Do you have a data rubbish dump, or a treasure trove?

Back in 2018, IDC predicted that by 2025, the Global Datasphere would have grown from 33 zettabytes to 175 zettabytes. Arcserve predicted 200 zettabytes, and Statista 180 zettabytes. Now, with 328.77 million terabytes of data being created daily in 2024, Statista’s prediction looks to be on the money.

While that’s all very impressive, what’s probably of more interest to most of us is what form that data will take. Why? Because data falls into two camps. 1. Structured and immediately useful, and 2. Unstructured, and due to its raw, unprocessed, and often chaotic nature, challenging to utilise.

According to IDC, 90% of business data is unstructured – and consists of customer contracts, employee handbooks, product specs, video, imagery, IoT sensor data – and more. Only 46% of companies report that they analyse their unstructured data to extract value from it – and less than half of it at that.

The problem with unstructured data

Structured data, with its standardised format, is a low-hanging fruit, ripe for transformation into business insights. So, its value is readily appreciated.

Whereas, by its very nature, unstructured data isn’t easy to search or sort – and, more often than not, is sprawled across an organisation in siloes. But given the wealth (and breadth) of information it represents, it’s also immensely valuable – just harder to access.

Stockpiling unstructured data, with its sensitive customer, company, and employee information, has inherent dangers, starting with security. In its report on unstructured data, CIO Dive says, ‘idle data’ brings higher costs: “Costs associated with security breaches double for companies with more unstructured data.”

Then, there is the cost of storing unstructured data. Logic dictates that as storage costs grow, so must budgets for storage and management. With 38% of businesses already saying that data costs are too high or unpredictable, allocating a hard-won budget to data you will potentially never use can be a bitter pill.

Data sprawl is also the enemy of efficiency as employees manually input data from multiple, decentralised sources. Time and time again.

Given all the challenges, it’s no surprise that 88% of organisations agree that data sprawl makes data management hard and complicates implementing an end-to-end data strategy.

So, why hang on to it?

Despite the cost, few are willing to discard that precious (if underutilised) unstructured data – with most organisations saying that if the cost weren’t a factor, they’d like to keep their data longer.

But why?

  • Never say no to an opportunity. You can count on the data you never got around to analysing costing you that edge you so desperately wanted. Or significantly improve the customer experience and, as a result, cement their lifetime loyalty.
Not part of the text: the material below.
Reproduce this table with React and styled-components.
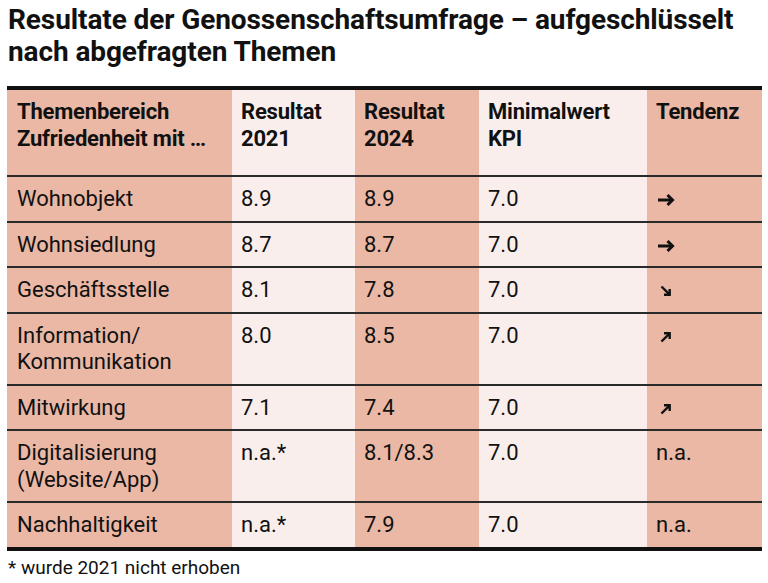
import React from 'react';
import styled, { createGlobalStyle } from 'styled-components';

const Global = createGlobalStyle`
  html, body {
    margin: 0;
    padding: 0;
    background: #ffffff;
  }
  body {
    font-family: Roboto, "Liberation Sans", sans-serif;
    color: #111;
  }
`;

const SALMON = '#eab8a5';
const LIGHT = '#faeeec';

const Page = styled.div`
  width: 768px;
  height: 583px;
  box-sizing: border-box;
  padding: 4px 6px 0 7px;
  overflow: hidden;
`;

const Title = styled.h1`
  margin: 0 0 0 1px;
  font-size: 28px;
  line-height: 32px;
  font-weight: 700;
  letter-spacing: -0.1px;
  color: #111;
`;

const Table = styled.table`
  margin-top: 18px;
  width: 755px;
  border-collapse: collapse;
  table-layout: fixed;
  border-top: 4px solid #111;
  border-bottom: 4px solid #111;
`;

const Col = styled.col`
  width: ${(p) => p.$w}px;
`;

const Cell = styled.td`
  background: ${(p) => (p.$light ? LIGHT : SALMON)};
  vertical-align: top;
  text-align: left;
  padding: 9px 9px 8px;
  padding-left: ${(p) => (p.$first ? '10px' : '9px')};
  font-size: 22px;
  line-height: 26.5px;
  font-weight: ${(p) => (p.$head ? 700 : 400)};
  letter-spacing: ${(p) => (p.$head ? '-0.2px' : '0')};
  color: #111;
  white-space: nowrap;
`;

const HeadRow = styled.tr`
  height: 88px;
  border-bottom: 2px solid #2a2a2a;
`;

const Row = styled.tr`
  border-bottom: 2px solid #2a2a2a;
  &:last-child {
    border-bottom: 0;
  }
`;

const Line = styled.div``;

const ArrowSvg = styled.svg`
  display: block;
  margin: 6px 0 0 1px;
`;

const Note = styled.p`
  margin: 5px 0 0 1px;
  font-size: 19px;
  line-height: 24px;
  color: #111;
`;

const Arrow = ({ dir }) => {
  const rot = dir === 'down' ? 45 : dir === 'up' ? -45 : 0;
  const s = dir === 'right' ? 1 : 0.8;
  return (
    <ArrowSvg width="18" height="16" viewBox="0 0 18 16">
      <g
        transform={`translate(9 8) rotate(${rot}) scale(${s}) translate(-9 -8)`}
        stroke="#111"
        strokeWidth="3"
        fill="none"
      >
        <path d="M1 8 H15.5" />
        <path d="M10.5 3 L15.5 8 L10.5 13" />
      </g>
    </ArrowSvg>
  );
};

const widths = [225, 123, 124, 168, 115];

const head = [
  ['Themenbereich', 'Zufriedenheit mit …'],
  ['Resultat', '2021'],
  ['Resultat', '2024'],
  ['Minimalwert', 'KPI'],
  ['Tendenz'],
];

const rows = [
  ['Wohnobjekt', '8.9', '8.9', '7.0', 'right'],
  ['Wohnsiedlung', '8.7', '8.7', '7.0', 'right'],
  ['Geschäftsstelle', '8.1', '7.8', '7.0', 'down'],
  [['Information/', 'Kommunikation'], '8.0', '8.5', '7.0', 'up'],
  ['Mitwirkung', '7.1', '7.4', '7.0', 'up'],
  [['Digitalisierung', '(Website/App)'], 'n.a.*', '8.1/8.3', '7.0', 'n.a.'],
  ['Nachhaltigkeit', 'n.a.*', '7.9', '7.0', 'n.a.'],
];

const lines = (v) => (Array.isArray(v) ? v.map((l, i) => <Line key={i}>{l}</Line>) : v);

export default function App() {
  return (
    <Page>
      <Global />
      <Title>
        Resultate der Genossenschaftsumfrage – aufgeschlüsselt
        <br />
        nach abgefragten Themen
      </Title>
      <Table>
        <colgroup>
          {widths.map((w, i) => (
            <Col key={i} $w={w} />
          ))}
        </colgroup>
        <thead>
          <HeadRow>
            {head.map((h, i) => (
              <Cell as="th" key={i} $head $first={i === 0} $light={i % 2 === 1}>
                {lines(h)}
              </Cell>
            ))}
          </HeadRow>
        </thead>
        <tbody>
          {rows.map((r, i) => (
            <Row key={i}>
              <Cell $first>{lines(r[0])}</Cell>
              <Cell $light>{r[1]}</Cell>
              <Cell>{r[2]}</Cell>
              <Cell $light>{r[3]}</Cell>
              <Cell>{r[4] === 'n.a.' ? 'n.a.' : <Arrow dir={r[4]} />}</Cell>
            </Row>
          ))}
        </tbody>
      </Table>
      <Note>* wurde 2021 nicht erhoben</Note>
    </Page>
  );
}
No one wants to be the person responsible for deciding to bin it.  
  • Compliance caution. Unstructured data poses a massive compliance problem for many. Perhaps a big part of the problem is that 96% of organisations with mostly siloed unstructured data don’t know what information lies hidden in that sprawl (whereas of those who have centralised their unstructured data, 98% know exactly what lies beneath the chaos). The crux of it is that if you don’t know what’s in your unstructured data or where it is, you can’t be sure you’re effectively complying with the regulatory standards that govern your business. So, unless you have centralised your unstructured data and got to grips with what you have, it’s safer to hang on to all your data.
  • AI (artificial intelligence). Harnessing the power of AI is an opportunity that forward-thinking organisations should ignore at their peril. However, if you’re already a convert, you need to get your unstructured data firmly under control with a centralised approach to content. As observed by IDC, while 84% of businesses are already using or exploring AI, “given that LLMs (large language models) are trained on unstructured data, IT leaders can only leverage the power of AI once they have a strategy to manage and secure their data on a single platform.”

Who in your organisation ‘owns’ all this unstructured data anyway?
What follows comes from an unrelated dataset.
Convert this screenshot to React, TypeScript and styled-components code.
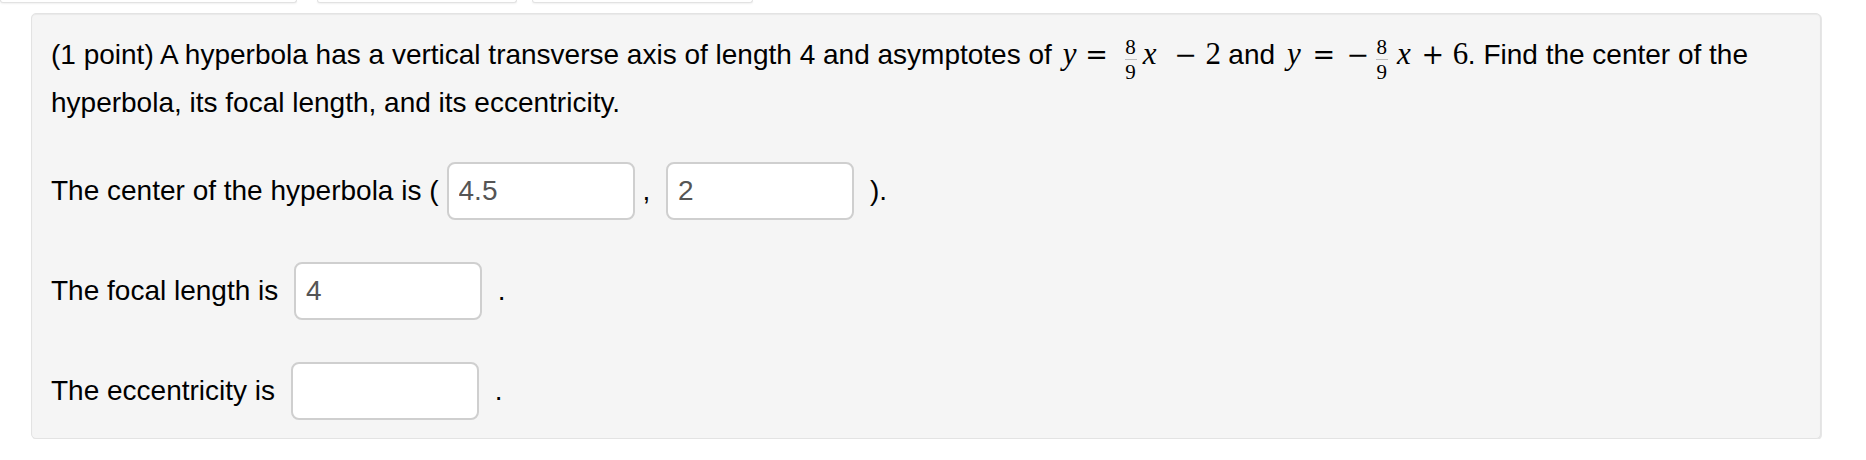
import React from 'react';
import styled, { createGlobalStyle } from 'styled-components';

const GlobalStyle = createGlobalStyle`
  html, body {
    margin: 0;
    padding: 0;
    background: #ffffff;
  }
  body {
    font-family: "Liberation Sans", Arial, Helvetica, sans-serif;
    color: #000000;
  }
`;

const Page = styled.div`
  width: 1866px;
  padding: 0 45px 0 31px;
  box-sizing: border-box;
`;

const TabStrip = styled.div`
  display: flex;
  height: 3px;
  margin-left: -31px;
  margin-bottom: 10px;
`;

const Tab = styled.div<{ $w: number; $gap: number }>`
  width: ${(p) => p.$w}px;
  margin-right: ${(p) => p.$gap}px;
  background: #ffffff;
  border: 1px solid #e2e2e2;
  border-top: none;
  border-radius: 0 0 6px 6px;
  box-shadow: 0 1px 2px rgba(0, 0, 0, 0.06);
`;

const Well = styled.div`
  background: #f5f5f5;
  border: 1px solid #e3e3e3;
  border-radius: 5px;
  box-shadow: inset 0 1px 1px rgba(0, 0, 0, 0.05), 1px 1px 0 #e6e6e6;
  padding: 17px 19px 18px;
  font-size: 28px;
`;

const Intro = styled.div`
  line-height: 48px;
  margin-bottom: 35px;
`;

const Row = styled.div<{ $last?: boolean }>`
  height: 58px;
  line-height: 58px;
  white-space: nowrap;
  margin-bottom: ${(p) => (p.$last ? 0 : 42)}px;
`;

const Answer = styled.input`
  box-sizing: border-box;
  width: 188px;
  height: 58px;
  margin: 0 8px;
  padding: 0 10px;
  vertical-align: top;
  background: #ffffff;
  border: 2px solid #cfcfcf;
  border-radius: 8px;
  font-family: "Liberation Sans", Arial, sans-serif;
  font-size: 28px;
  color: #555555;
  outline: none;
`;

const Math = styled.span`
  font-family: "Liberation Serif", "Times New Roman", serif;
  font-size: 31px;
  line-height: 1;
  white-space: nowrap;
`;

const Sym = styled.span<{ $italic?: boolean; $op?: boolean; $w: number; $l?: number }>`
  display: inline-block;
  width: ${(p) => p.$w}px;
  margin-left: ${(p) => p.$l ?? 0}px;
  text-align: center;
  font-style: ${(p) => (p.$italic ? 'italic' : 'normal')};
  font-family: ${(p) => (p.$op ? '"DejaVu Serif", serif' : 'inherit')};
  font-size: ${(p) => (p.$op ? '27px' : 'inherit')};
`;

const Frac = styled.span<{ $w: number; $l: number }>`
  display: inline-flex;
  flex-direction: column;
  align-items: center;
  width: ${(p) => p.$w}px;
  margin: 0 0 -6px ${(p) => p.$l}px;
  vertical-align: 10px;
  font-size: 21px;
  line-height: 16px;
`;

const Bar = styled.span`
  display: block;
  width: 12px;
  height: 1px;
  margin: 4px 0;
  background: rgba(0, 0, 0, 0.22);
`;

const Fraction = ({ n, d, w, l }: { n: string; d: string; w: number; l: number }) => (
  <Frac $w={w} $l={l}>
    <span>{n}</span>
    <Bar />
    <span>{d}</span>
  </Frac>
);

export default function App() {
  return (
    <>
      <GlobalStyle />
      <Page>
        <TabStrip>
          <Tab $w={295} $gap={20} />
          <Tab $w={198} $gap={15} />
          <Tab $w={219} $gap={0} />
        </TabStrip>
        <Well>
          <Intro>
            (1 point) A hyperbola has a vertical transverse axis of length 4 and asymptotes of{' '}
            <Math>
              <Sym $italic $w={16} $l={2}>y</Sym>
              <Sym $op $w={24} $l={7}>=</Sym>
              <Fraction n="8" d="9" w={16} l={14} />
              <Sym $italic $w={14} $l={4}>x</Sym>
              <Sym $op $w={24} $l={17}>−</Sym>
              <Sym $w={15} $l={8}>2</Sym>
            </Math>{' '}
            and{' '}
            <Math>
              <Sym $italic $w={16} $l={3}>y</Sym>
              <Sym $op $w={24} $l={10}>=</Sym>
              <Sym $op $w={24} $l={10}>−</Sym>
              <Fraction n="8" d="9" w={12} l={6} />
              <Sym $italic $w={14} $l={9}>x</Sym>
              <Sym $op $w={24} $l={10}>+</Sym>
              <Sym $w={15} $l={8}>6</Sym>
            </Math>
            . Find the center of the hyperbola, its focal length, and its eccentricity.
          </Intro>
          <Row>
            The center of the hyperbola is (
            <Answer defaultValue="4.5" />, <Answer defaultValue="2" /> ).
          </Row>
          <Row>
            The focal length is <Answer defaultValue="4" /> .
          </Row>
          <Row $last>
            The eccentricity is <Answer defaultValue="" /> .
          </Row>
        </Well>
      </Page>
    </>
  );
}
Answer: Your CDO (chief data officer), aka chief data and analytics officer or just chief analytics officer. Whereas your CIO is typically more focused on technology, your CDO is charged with developing and implementing your data strategy.

While an evolving and relatively new C-suite role, the CDO mantra is ‘data-driven success.’ Part of the CDO’s role, says CIO.com, is to “‘break down silos and change the practice of data hoarding in individual company units.”

With IDC reporting that companies that used their unstructured data in the past 12 months experienced “improved customer satisfaction, data governance and regulatory compliance, among other positive outcomes,” the CDO role is a big step in the right direction.  

With most (93%) CDOs agreeing that AI success is a high priority, it’s no surprise that adding analytics and AI to their portfolio is regarded as a key step to success. As is driving value by transforming and curating data (both structured and unstructured), to make it easier to succeed with generative AI.

And as LLMs are powered by unstructured data, it’s clear that one person’s data rubbish dump is a CDO’s carefully curated treasure trove.